Some of the accusations in the indictment might be hard to prove. It links some of the group's leaders to decisions and actions that took place in the 1980's, when the FARC was not yet involved as heavily in the cocaine trade as it is now.

The indictment also offered a glimpse into the details of how the rebel group operated. It alleged that some members, in addition to manufacturing and trafficking the cocaine and paste, also murdered farm workers who did not comply with the group's rules by shooting, stabbing and dismembering them.

Corpses were filled with rocks to make them sink in nearby rivers, it said.

The FARC, the indictment says, controls approximately 70 percent of the coca grown in Colombia, which produces about 80 percent of the world supply of cocaine and about 90 percent of the cocaine that is imported into the United States.

The FARC leadership is accused of issuing instructions to murder farm workers if they sold cocaine paste to purchasers other than the group, to shoot down airplanes involved in eradication efforts, and to encourage the kidnapping of American citizens to deter the United States from supporting anti-drug missions.

"The FARC's fingerprint is on most of the cocaine that's sold in American neighborhoods," said Karen P. Tandy, administrator of the United States Drug Enforcement Administration.

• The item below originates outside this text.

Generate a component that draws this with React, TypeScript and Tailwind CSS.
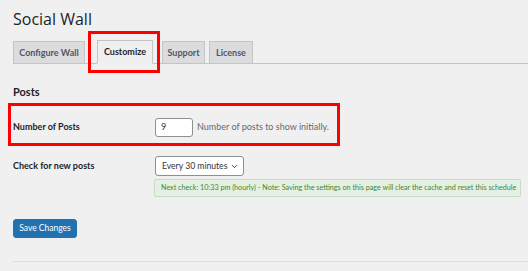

"Americans are responsible for giving the FARC their life blood to the amount of $25 billion for 2,500 metric tons of cocaine," she said.

Ms. Tandy said the indictment "decimates" the entire leadership of the FARC.

"This brings to a complete chapter the entire FARC leadership and its cocaine trafficking and conspiracy to do so in the United States," she said.

The indictment, returned by a federal grand jury on March 1 and unsealed today, details the hierarchy of the group. The Secretariat, the indictment notes, is Pedro Antonio Marin, also known as Manuel Marulanda Velez, who has been fighting against the state since the 1950's and several years ago participated with other FARC commanders in peace talks.

In May, 1999, when Mr. Marulanda sat down with then President Andres Pastrana, it was the first meeting between a sitting Colombian President and a FARC leader since the Marxist rebels launched their insurgency in 1964.

He is still at large.

New York state and city police forces, along with other law enforcement agencies, assisted in the investigation, along with the International Narcotics Trafficking Unit of the United States Attorney's Office for the Southern District of New York.

The office of the United States attorney in Manhattan, Michael Garcia, oversaw a team of prosecutors that led to the indictment on narcotics conspiracy charges of a Colombian right-wing paramilitary leader, Diego Fernando Murillo.